15 Temmuz ihanetinin koçbaşı olan FETO ile mücadele bitmedi. Bu açık. Her gün yapılan operasyonlar, gözaltına alınan, tevkif edilen sanıklar, şüpheliler ve kaçaklar vs. vs... Şunu çok iyi bilelim ki, FETO da aynı küstahlıkla ihanetine devam ediyor. İçeride ve dışarıda, elinden gelen her türlü alçaklığı, kalleşliği sergilemekten çekinmiyor. Daha birkaç gün önce Libya’da, Türkiye Cumhuriyeti Devleti'ni zora sokmak için, Hatay’daki MİT Tırları olayına benzer bir ihanet sergilemediler mi? Avrupa’nın dört bir tarafında, güya bizimle dost ve müttefik ülkelerin koruma ve kollaması altında, vatan hainliğine tam gaz devam ediyorlar… Şöyle bir soru sorsak, cevabı kolay mıdır sizce? 15 Temmuz 2016 tarihinden bu yana bildiğimiz ve bilmediğimiz kaç tane ihanet olayı sergilendi ve dahi kaç tanesi teşebbüs safhasında kaldı? İHANETLER BİTMEZ derken, bu durumları kastediyoruz. Hedefine ulaşsa da ulaşmasa da, neticede ülkemize mutlaka bir maliyeti var. O sebeple, bu maliyetleri en aza indirmenin yolu, ihanetleri zamanında yani mümkün olan en erken safhada teşhis etmek ve tabii tedbirini de almak…
FETO elebaşı on yıllarca, din kisvesi altında insanları zehirlerken, bunu teşhis etmekten sorumlu olan makam ve merciler âdeta uyudular!.. Diyelim ki, FETO elebaşı gerçekten çok sinsi idi. El Hak öyle idi. Vakti zamanında bunu tespit etmek kolay değildi.
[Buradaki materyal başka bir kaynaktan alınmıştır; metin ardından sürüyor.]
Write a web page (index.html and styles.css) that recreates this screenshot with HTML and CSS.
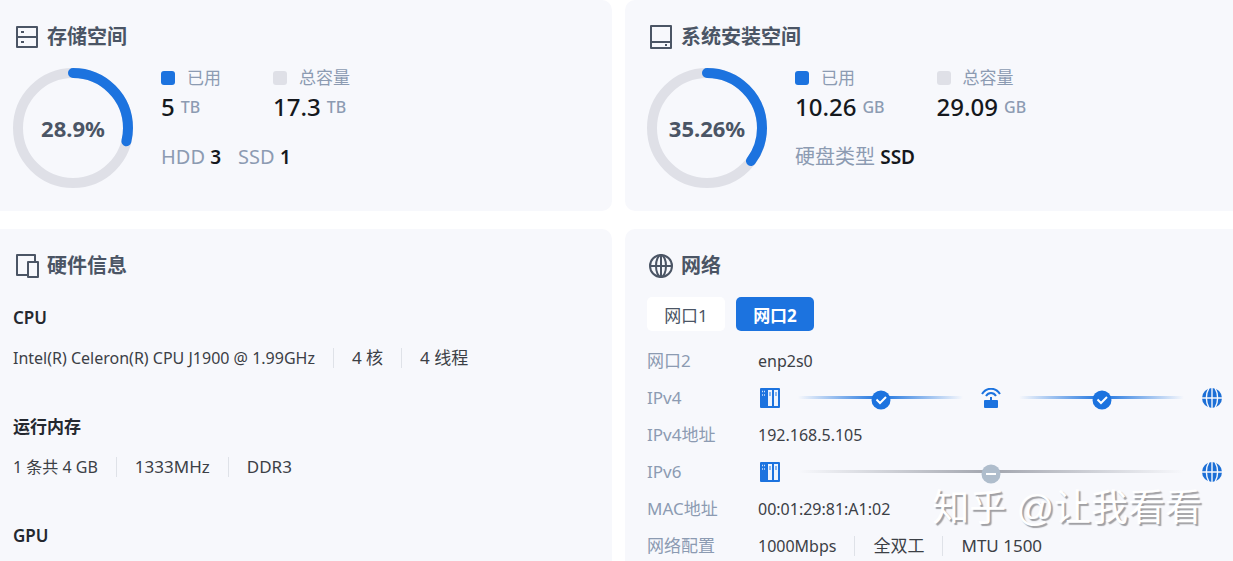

Peki, bu ihanet şebekesi iyice semirip; kendisini artık gizleme mecburiyetini duymadan, aleni şekilde ifsada devam ederken sorumlular neredeydi? Mesela FETO elebaşı Vatikan’a gidip Papa’nın önünde iki büklüm bağlılıklarını bildirir ve onun verdiği misyonu ifa etmeye amade olduğunu ilan ederken, niye yetkili ve etkili birileri çıkıp; ey ahali bu yapılan düpedüz ihanettir. Onun da ötesinde, din-i mübîni İslâm’a açıkça suikasttır. Bu hainliğe zinhar izin vermeyin… Neden böyle bir ikaz yapılmadı? Ah ah!.. İhanet bu derece apaçık sürerken, gaflet de o denli katmerliydi maalesef.
15 Temmuz ihanet kalkışmasında 251 şehit verdik. İki bin 190 küsur da gazimiz var. Bu büyük bedel ödendi. Fakat esas korkunç bedeli, FETO’nun dinimize yaptığı saldırı ve ifsatlarda ödedik. Üstelik bu en tehlikeli bedel ve nesiller boyu hüküm sürebilecek bir nitelikte… Bunca yaşananlara rağmen, hâlâ ve hâlâ ne yazık ki, bu mesele yeterince kamuoyunun dikkatine getirilebilmiş değil. Hâlbuki, tehdit ve tehlikenin esas kaynağı burası… Bütün devlet erkânı ve bütün şuurlu vatandaşlar, dikkatlerini bu noktaya teksif etmeli. 15 Temmuz ihanetinin püf noktası, tam da budur. Bunu asla unutmayalım, unutturmayalım… Gerisi teferruat!